Key Takeaways
- Strategy introduced a fresh capital management framework, greenlighting up to $1.25 billion in Bitcoin sales for reserve building.
- MSTR stock surged 12.6% on Monday, reaching approximately $92.70, while STRC preferred shares climbed 12.2% to $83.70.
- Benchmark Equity Research maintained its Buy recommendation with a $570 price target, viewing the strategic pivot favorably.
- Critics emerged immediately. Ripple’s Brad Garlinghouse dismissed the plan as mere “financial engineering.”
- Tuesday’s premarket session saw both stocks decline as doubts resurfaced among traders.
Michael Saylor’s Strategy is pivoting its operational approach. The Bitcoin-focused treasury firm revealed a comprehensive capital management framework this week, departing from its traditional accumulation-only strategy.
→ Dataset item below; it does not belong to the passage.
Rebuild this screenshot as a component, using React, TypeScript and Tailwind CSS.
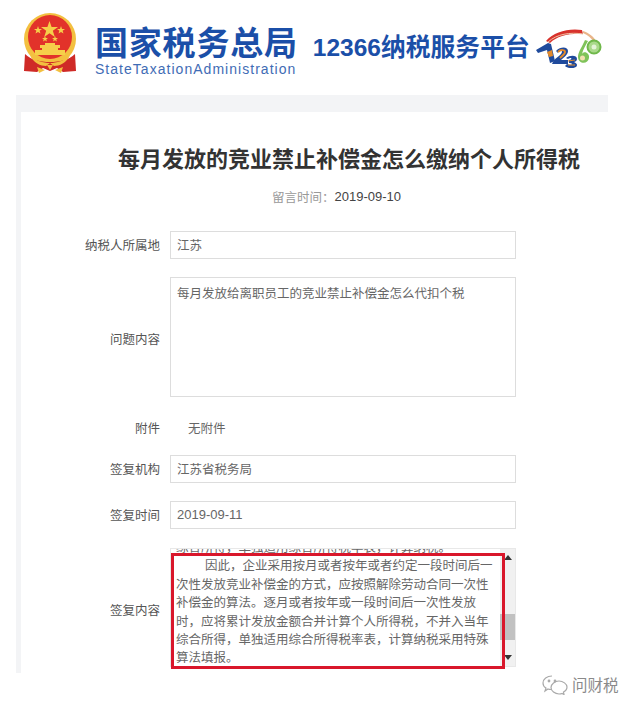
const cjk = { fontFamily: '"Noto Sans CJK SC", "Liberation Sans", sans-serif' };
const latin = { fontFamily: '"Liberation Sans", sans-serif' };

function Emblem() {
  return (
    <svg width="58" height="60" viewBox="0 0 58 60" className="shrink-0">
      <circle cx="29" cy="26" r="26" fill="#f3c040" />
      <circle cx="29" cy="24" r="22" fill="#e2322a" />
      <polygon points="28.500,8 30.600,14 37,14 31.800,17.800 33.800,24 28.500,20.200 23.200,24 25.200,17.800 20,14 26.400,14" fill="#f6cf4a" />
      <polygon points="17,13 18,16 21,16 18.600,17.800 19.500,20.600 17,19 14.500,20.600 15.400,17.800 13,16 16,16" fill="#f6cf4a" />
      <polygon points="40,13 41,16 44,16 41.600,17.800 42.500,20.600 40,19 37.500,20.600 38.400,17.800 36,16 39,16" fill="#f6cf4a" />
      <polygon points="24,23 24.800,25 27,25 25.300,26.300 25.900,28.400 24,27.200 22.100,28.400 22.700,26.300 21,25 23.200,25" fill="#f6cf4a" />
      <polygon points="34,23 34.800,25 37,25 35.300,26.300 35.900,28.400 34,27.200 32.100,28.400 32.700,26.300 31,25 33.200,25" fill="#f6cf4a" />
      <path d="M24 30h10v2H24zM19 32h20v3H19zM21 35h16v2H21zM14 37h30v5H14z" fill="#f6cf4a" />
      <path d="M4 41c6 6 15 8 25 8s19-2 25-8l1 17-13 1-6-4-7 3-7-3-6 4-13-1z" fill="#cf2a27" />
      <path d="M9 42c6 6 13 8 20 8s14-2 20-8c-3 8-11 11-16 11l-4-3-4 3c-5 0-13-3-16-11z" fill="#f3c040" />
      <path d="M16 54l8 3-6 3zM42 54l-8 3 6 3zM26 52h6l-3 5z" fill="#f3c040" />
    </svg>
  );
}

function Logo12366() {
  return (
    <svg width="68" height="40" viewBox="0 0 68 40" className="shrink-0">
      <path d="M11 13C19 4 33 0 47 2l1 4C35 5 22 8 15 15z" fill="#d8322c" />
      <path d="M13 14C22 6 35 4 48 6" fill="none" stroke="#f0c6a8" strokeWidth="1" />
      <path d="M48 3c6 2 11 6 13 10l-2 1c-3-4-6-7-11-9z" fill="#e9b58a" />
      <path d="M1 22L13 15l3 1 4 17-5 2-3-13-9 3z" fill="#1f4a9c" />
      <path d="M12 24l5-2 1 6-4 1z" fill="#e38a2b" />
      <path d="M21 23c5-5 12-4 12 0 0 4-5 7-7 9l7 0 0 4H17c2-6 9-8 10-12 0-2-3-2-4 1z" fill="#1f4a9c" />
      <path d="M23 24c3-3 7-2 7 0s-3 4-5 6" fill="none" stroke="#e38a2b" strokeWidth="2" />
      <path d="M31 30c4-3 11-3 11 1 0 2-2 3-3 3 2 1 3 2 3 3 0 4-9 4-12 1l2-2c2 1 5 1 5 0 0-1-2-1-3-1v-3c2 0 3-1 2-2-1 0-2 0-3 1z" fill="#1f4a9c" />
      <path d="M33 33l7-1M33 37l7 0" stroke="#e38a2b" strokeWidth="1" />
      <path d="M50 12c-3 7-7 12-7 17 0 7 10 8 11 1 1-5-5-8-7-4 1-5 4-9 6-13z" fill="#7fc35a" />
      <circle cx="47.500" cy="30" r="2.500" fill="#f4e0b0" />
      <circle cx="59" cy="19" r="6.500" fill="#a9d98a" stroke="#6fb84a" strokeWidth="2" />
      <circle cx="59" cy="19" r="2.500" fill="#e3f3d6" />
    </svg>
  );
}

function Label({ children }: { children: React.ReactNode }) {
  return <div className="w-[139px] shrink-0 text-right text-[12.5px] text-[#555]">{children}</div>;
}

function Field({ label, children }: { label: string; children: React.ReactNode }) {
  return (
    <div className="flex items-center">
      <Label>{label}</Label>
      <div className="ml-[10px] flex h-[28px] w-[346px] items-center border border-[#ddd] pl-[6px] text-[12.5px] text-[#666]">{children}</div>
    </div>
  );
}

export default function App() {
  return (
    <div className="relative h-[713px] w-[640px] overflow-hidden bg-white" style={cjk}>
      <header className="flex h-[95px] items-start pl-[21px] pt-[13px]">
        <Emblem />
        <div className="ml-[16px] pt-[10px]">
          <div className="text-[33px] font-bold leading-[36px] tracking-[0.8px] text-[#1b4fa8] whitespace-nowrap">国家税务总局</div>
          <div className="mt-[2px] text-[14px] leading-[16px] tracking-[1.03px] text-[#3f6cb5] whitespace-nowrap" style={latin}>StateTaxationAdministration</div>
        </div>
        <div className="ml-[15px] mt-[17px] flex items-baseline font-bold leading-[30px] text-[#1b4fa8] whitespace-nowrap">
          <span className="text-[24.500px]" style={latin}>12366</span>
          <span className="text-[24.800px]">纳税服务平台</span>
        </div>
        <div className="ml-[5px] mt-[15px]"><Logo12366 /></div>
      </header>

      <main className="ml-[16px] h-[578px] w-[592px] bg-[#f3f4f6] pl-[5px] pt-[17px]">
        <div className="h-full bg-white">
          <h1 className="pt-[30px] pl-[97px] text-[22px] font-bold leading-[30px] text-[#333] whitespace-nowrap">每月发放的竞业禁止补偿金怎么缴纳个人所得税</h1>
          <div className="mt-[15px] flex pl-[251px] text-[12.5px] leading-[20px]">
            <span className="text-[#999]">留言时间：</span>
            <span className="text-[13px] text-[#444]" style={latin}>2019-09-10</span>
          </div>

          <div className="mt-[24px] flex flex-col">
            <Field label="纳税人所属地">江苏</Field>
            <div className="mt-[18px] flex items-center">
              <div className="mt-[4px]"><Label>问题内容</Label></div>
              <div className="ml-[10px] h-[120px] w-[346px] border border-[#ddd] px-[6px] pt-[5px] text-[12.5px] leading-[20px] text-[#666]">每月发放给离职员工的竞业禁止补偿金怎么代扣个税</div>
            </div>
            <div className="mt-[21px] flex h-[20px] items-center">
              <Label>附件</Label>
              <div className="ml-[28px] text-[12.5px] text-[#666]">无附件</div>
            </div>
            <div className="mt-[17px]"><Field label="签复机构">江苏省税务局</Field></div>
            <div className="mt-[18px]"><Field label="签复时间"><span className="text-[13px]" style={latin}>2019-09-11</span></Field></div>
            <div className="mt-[19px] flex items-center">
              <div className="mt-[6px]"><Label>签复内容</Label></div>
              <div className="relative ml-[10px] flex h-[119px] w-[346px] border border-[#e8e8e8]">
                <div className="h-full w-[329px] overflow-hidden px-[5px] text-[12.5px] leading-[18.400px] text-[#666]">
                  <p className="-mt-[11px] whitespace-nowrap">综合所得，单独适用综合所得税率表，计算纳税。</p>
                  <p className="indent-[29px] whitespace-nowrap">因此，企业采用按月或者按年或者约定一段时间后一</p>
                  <p className="whitespace-nowrap">次性发放竞业补偿金的方式，应按照解除劳动合同一次性</p>
                  <p className="whitespace-nowrap">补偿金的算法。逐月或者按年或一段时间后一次性发放</p>
                  <p className="whitespace-nowrap">时，应将累计发放金额合并计算个人所得税，不并入当年</p>
                  <p className="whitespace-nowrap">综合所得，单独适用综合所得税率表，计算纳税采用特殊</p>
                  <p className="whitespace-nowrap">算法填报。</p>
                </div>
                <div className="relative h-full w-[15px] bg-[#f1f1f1]">
                  <div className="absolute left-[4px] top-[6px] h-0 w-0 border-x-[4px] border-b-[5px] border-x-transparent border-b-[#333]" />
                  <div className="absolute left-0 top-[65px] h-[26px] w-full bg-[#c1c1c1]" />
                  <div className="absolute bottom-[6px] left-[4px] h-0 w-0 border-x-[4px] border-t-[5px] border-x-transparent border-t-[#333]" />
                </div>
                <div className="absolute left-0 top-[4px] h-[116px] w-[334px] border-[3px] border-[#d9172b]" />
              </div>
            </div>
          </div>
        </div>
      </main>

      <div className="absolute left-[542px] top-[673px] flex items-center gap-[4px] text-[15.500px] text-[#8a8a8a]">
        <svg width="26" height="21" viewBox="0 0 26 21" fill="none" stroke="#a9a9a9" strokeWidth="1.2">
          <path d="M10 2C5 2 1 5 1 9c0 2 1 4 3 5l-1 3 3-2c1 .4 2 .5 3 .5" />
          <path d="M17 7c-4 0-8 3-8 6.500S13 20 17 20c1 0 2 0 3-.5l2 1-.5-2.500c2-1 3.500-3 3.500-5C25 10 21 7 17 7z" />
          <circle cx="7" cy="7" r=".8" fill="#a9a9a9" />
          <circle cx="13" cy="7" r=".8" fill="#a9a9a9" />
        </svg>
        <span>问财税</span>
      </div>
    </div>
  );
}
Market participants responded swiftly. MSTR shares jumped 12.6% during Monday’s session, settling near $92.70. The company’s STRC preferred stock advanced 12.2%, closing around $83.70.
The momentum proved fleeting. Tuesday’s premarket activity brought declines for both securities as market participants began scrutinizing the framework’s long-term implications.
The Framework Details
Strategy’s new approach encompasses five distinct components: a dollar reserve mandate, modified preferred stock terms, a debt securities repurchase initiative, a common stock buyback authorization, and a Bitcoin liquidation program.
The critical figure is $1.25 billion. Strategy’s board approved this amount as the maximum Bitcoin liquidation threshold to finance these various programs.
For context, $1.25 billion translates to approximately 21,082 BTC based on current valuations. With a total treasury of 847,363 BTC, this authorization represents roughly 2.5% of the company’s Bitcoin holdings.
This isn’t Strategy’s first rodeo with selling. The company previously liquidated 32 BTC in May and 704 BTC during 2022 for tax-related purposes, subsequently repurchasing comparable amounts.
CEO Phong Le positioned the transformation as an evolution. “Strategy is transitioning from unidirectional capital issuance toward dynamic capital management,” he stated in the official announcement.
Analyst Reactions Diverge
Benchmark Equity Research expressed approval. The firm confirmed its Buy stance Monday while maintaining its 12-month $570 price objective.
Benchmark’s team characterized the transformation as converting Strategy from a pure Bitcoin accumulation play into an entity that proactively manages assets and liabilities. They labeled it “a significant positive for its shareholders.”
Skepticism exists elsewhere. Investor Simon Dedic proposed the announcement might signal a local bottom, hypothesizing that recent market pressure possibly stemmed from Strategy’s positioning ahead of this disclosure.
Trader Scott Melker adopted a wait-and-see posture. He acknowledged Strategy is addressing investor demands but emphasized that “only time will tell” whether confidence actually returns.
Arca’s chief investment officer Jeff Dorman projected more aggressive action might be necessary, suggesting Strategy may need to liquidate $2 billion to $3 billion in Bitcoin to eliminate what he described as a “constant overhang” pressuring the broader market.
Ripple CEO Brad Garlinghouse delivered the harshest critique. Speaking with CNBC, he argued that “financial engineering doesn’t drive long-term value” and suggested Saylor’s team “wasn’t focused on the right stuff.”
Despite Monday’s rally, Strategy’s stock performance remains challenging for 2026. Shares have declined approximately 45% year-to-date as Bitcoin endures an extended downturn.
Bitcoin hovered below $59,000 during recent trading, substantially beneath previous peaks. Given Strategy’s leveraged exposure to Bitcoin, MSTR shares have experienced more pronounced declines than the cryptocurrency itself.
Strategy presently maintains approximately $2.55 billion in dollar reserves. Executing the complete $1.25 billion Bitcoin liquidation would expand reserves to roughly $3.8 billion, providing coverage exceeding two years of preferred dividend and interest commitments.
The board implemented a new requirement mandating Strategy maintain reserves equivalent to at least one year of preferred dividend obligations moving forward. This policy represents a departure from the company’s previous, more flexible cash management practices.